--- Start of Information supplied ---
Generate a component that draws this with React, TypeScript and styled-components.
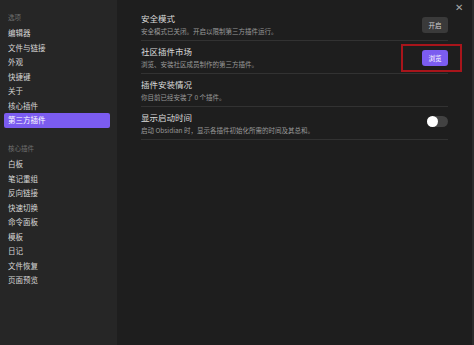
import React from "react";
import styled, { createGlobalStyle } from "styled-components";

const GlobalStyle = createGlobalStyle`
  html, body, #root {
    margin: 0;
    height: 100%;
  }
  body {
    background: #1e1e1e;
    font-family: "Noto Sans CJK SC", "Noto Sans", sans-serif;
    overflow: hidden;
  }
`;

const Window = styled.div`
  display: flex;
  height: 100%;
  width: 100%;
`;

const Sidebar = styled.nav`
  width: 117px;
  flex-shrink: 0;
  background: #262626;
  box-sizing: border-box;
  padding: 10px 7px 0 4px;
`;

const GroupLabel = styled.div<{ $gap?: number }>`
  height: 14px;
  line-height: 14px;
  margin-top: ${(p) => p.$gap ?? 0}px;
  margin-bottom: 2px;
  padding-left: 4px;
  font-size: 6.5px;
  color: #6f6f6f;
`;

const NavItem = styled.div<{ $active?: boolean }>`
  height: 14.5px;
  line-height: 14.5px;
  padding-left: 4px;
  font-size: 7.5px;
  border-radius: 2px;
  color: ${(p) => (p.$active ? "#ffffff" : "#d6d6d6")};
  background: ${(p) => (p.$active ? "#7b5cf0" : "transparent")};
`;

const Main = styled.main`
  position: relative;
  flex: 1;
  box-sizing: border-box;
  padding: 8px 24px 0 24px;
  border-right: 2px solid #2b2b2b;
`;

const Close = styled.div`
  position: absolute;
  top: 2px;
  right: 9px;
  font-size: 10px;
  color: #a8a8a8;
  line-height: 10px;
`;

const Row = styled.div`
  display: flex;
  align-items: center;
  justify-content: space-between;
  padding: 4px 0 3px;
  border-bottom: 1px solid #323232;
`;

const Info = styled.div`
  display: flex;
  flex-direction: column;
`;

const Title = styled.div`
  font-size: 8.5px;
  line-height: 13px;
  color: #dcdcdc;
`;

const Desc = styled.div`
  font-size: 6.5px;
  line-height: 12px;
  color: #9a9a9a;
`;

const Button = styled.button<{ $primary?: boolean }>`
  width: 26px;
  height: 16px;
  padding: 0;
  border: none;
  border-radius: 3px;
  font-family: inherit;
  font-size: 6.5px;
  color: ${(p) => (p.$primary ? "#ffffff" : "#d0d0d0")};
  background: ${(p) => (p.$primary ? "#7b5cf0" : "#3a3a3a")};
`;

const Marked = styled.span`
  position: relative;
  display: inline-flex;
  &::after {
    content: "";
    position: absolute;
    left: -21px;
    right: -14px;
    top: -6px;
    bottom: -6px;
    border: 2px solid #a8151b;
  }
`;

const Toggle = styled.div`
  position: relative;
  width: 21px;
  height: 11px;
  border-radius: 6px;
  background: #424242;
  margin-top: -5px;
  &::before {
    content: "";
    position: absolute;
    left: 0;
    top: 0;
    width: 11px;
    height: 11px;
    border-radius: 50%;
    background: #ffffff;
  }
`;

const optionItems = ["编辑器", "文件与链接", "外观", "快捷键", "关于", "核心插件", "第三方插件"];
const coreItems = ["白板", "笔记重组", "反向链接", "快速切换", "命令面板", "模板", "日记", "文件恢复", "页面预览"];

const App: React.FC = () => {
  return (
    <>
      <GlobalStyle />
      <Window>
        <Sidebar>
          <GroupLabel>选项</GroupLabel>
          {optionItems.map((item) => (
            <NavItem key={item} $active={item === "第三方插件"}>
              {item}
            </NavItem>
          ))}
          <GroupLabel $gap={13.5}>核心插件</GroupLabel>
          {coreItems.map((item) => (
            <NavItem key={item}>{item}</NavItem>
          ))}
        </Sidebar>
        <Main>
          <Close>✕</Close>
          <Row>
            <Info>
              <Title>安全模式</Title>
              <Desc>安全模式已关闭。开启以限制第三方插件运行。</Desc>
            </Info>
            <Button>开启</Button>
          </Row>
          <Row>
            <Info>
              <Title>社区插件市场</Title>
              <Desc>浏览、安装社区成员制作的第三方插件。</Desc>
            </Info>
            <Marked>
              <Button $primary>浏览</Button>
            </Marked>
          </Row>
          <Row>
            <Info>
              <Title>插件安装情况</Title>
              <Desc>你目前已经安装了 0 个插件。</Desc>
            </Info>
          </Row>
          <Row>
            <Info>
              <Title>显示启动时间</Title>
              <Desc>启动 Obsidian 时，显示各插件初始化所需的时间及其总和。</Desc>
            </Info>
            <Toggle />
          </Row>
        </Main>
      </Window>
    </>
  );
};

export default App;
--- End of Information supplied ---
# Aim
Write out each line of the data exactly; the images should be left out.

# The output
Generate a component that draws this with React, TypeScript and styled-components.
import React from "react";
import styled, { createGlobalStyle } from "styled-components";

const GlobalStyle = createGlobalStyle`
  html, body, #root {
    margin: 0;
    height: 100%;
  }
  body {
    background: #1e1e1e;
    font-family: "Noto Sans CJK SC", "Noto Sans", sans-serif;
    overflow: hidden;
  }
`;

const Window = styled.div`
  display: flex;
  height: 100%;
  width: 100%;
`;

const Sidebar = styled.nav`
  width: 117px;
  flex-shrink: 0;
  background: #262626;
  box-sizing: border-box;
  padding: 10px 7px 0 4px;
`;

const GroupLabel = styled.div<{ $gap?: number }>`
  height: 14px;
  line-height: 14px;
  margin-top: ${(p) => p.$gap ?? 0}px;
  margin-bottom: 2px;
  padding-left: 4px;
  font-size: 6.5px;
  color: #6f6f6f;
`;

const NavItem = styled.div<{ $active?: boolean }>`
  height: 14.5px;
  line-height: 14.5px;
  padding-left: 4px;
  font-size: 7.5px;
  border-radius: 2px;
  color: ${(p) => (p.$active ? "#ffffff" : "#d6d6d6")};
  background: ${(p) => (p.$active ? "#7b5cf0" : "transparent")};
`;

const Main = styled.main`
  position: relative;
  flex: 1;
  box-sizing: border-box;
  padding: 8px 24px 0 24px;
  border-right: 2px solid #2b2b2b;
`;

const Close = styled.div`
  position: absolute;
  top: 2px;
  right: 9px;
  font-size: 10px;
  color: #a8a8a8;
  line-height: 10px;
`;

const Row = styled.div`
  display: flex;
  align-items: center;
  justify-content: space-between;
  padding: 4px 0 3px;
  border-bottom: 1px solid #323232;
`;

const Info = styled.div`
  display: flex;
  flex-direction: column;
`;

const Title = styled.div`
  font-size: 8.5px;
  line-height: 13px;
  color: #dcdcdc;
`;

const Desc = styled.div`
  font-size: 6.5px;
  line-height: 12px;
  color: #9a9a9a;
`;

const Button = styled.button<{ $primary?: boolean }>`
  width: 26px;
  height: 16px;
  padding: 0;
  border: none;
  border-radius: 3px;
  font-family: inherit;
  font-size: 6.5px;
  color: ${(p) => (p.$primary ? "#ffffff" : "#d0d0d0")};
  background: ${(p) => (p.$primary ? "#7b5cf0" : "#3a3a3a")};
`;

const Marked = styled.span`
  position: relative;
  display: inline-flex;
  &::after {
    content: "";
    position: absolute;
    left: -21px;
    right: -14px;
    top: -6px;
    bottom: -6px;
    border: 2px solid #a8151b;
  }
`;

const Toggle = styled.div`
  position: relative;
  width: 21px;
  height: 11px;
  border-radius: 6px;
  background: #424242;
  margin-top: -5px;
  &::before {
    content: "";
    position: absolute;
    left: 0;
    top: 0;
    width: 11px;
    height: 11px;
    border-radius: 50%;
    background: #ffffff;
  }
`;

const optionItems = ["编辑器", "文件与链接", "外观", "快捷键", "关于", "核心插件", "第三方插件"];
const coreItems = ["白板", "笔记重组", "反向链接", "快速切换", "命令面板", "模板", "日记", "文件恢复", "页面预览"];

const App: React.FC = () => {
  return (
    <>
      <GlobalStyle />
      <Window>
        <Sidebar>
          <GroupLabel>选项</GroupLabel>
          {optionItems.map((item) => (
            <NavItem key={item} $active={item === "第三方插件"}>
              {item}
            </NavItem>
          ))}
          <GroupLabel $gap={13.5}>核心插件</GroupLabel>
          {coreItems.map((item) => (
            <NavItem key={item}>{item}</NavItem>
          ))}
        </Sidebar>
        <Main>
          <Close>✕</Close>
          <Row>
            <Info>
              <Title>安全模式</Title>
              <Desc>安全模式已关闭。开启以限制第三方插件运行。</Desc>
            </Info>
            <Button>开启</Button>
          </Row>
          <Row>
            <Info>
              <Title>社区插件市场</Title>
              <Desc>浏览、安装社区成员制作的第三方插件。</Desc>
            </Info>
            <Marked>
              <Button $primary>浏览</Button>
            </Marked>
          </Row>
          <Row>
            <Info>
              <Title>插件安装情况</Title>
              <Desc>你目前已经安装了 0 个插件。</Desc>
            </Info>
          </Row>
          <Row>
            <Info>
              <Title>显示启动时间</Title>
              <Desc>启动 Obsidian 时，显示各插件初始化所需的时间及其总和。</Desc>
            </Info>
            <Toggle />
          </Row>
        </Main>
      </Window>
    </>
  );
};

export default App;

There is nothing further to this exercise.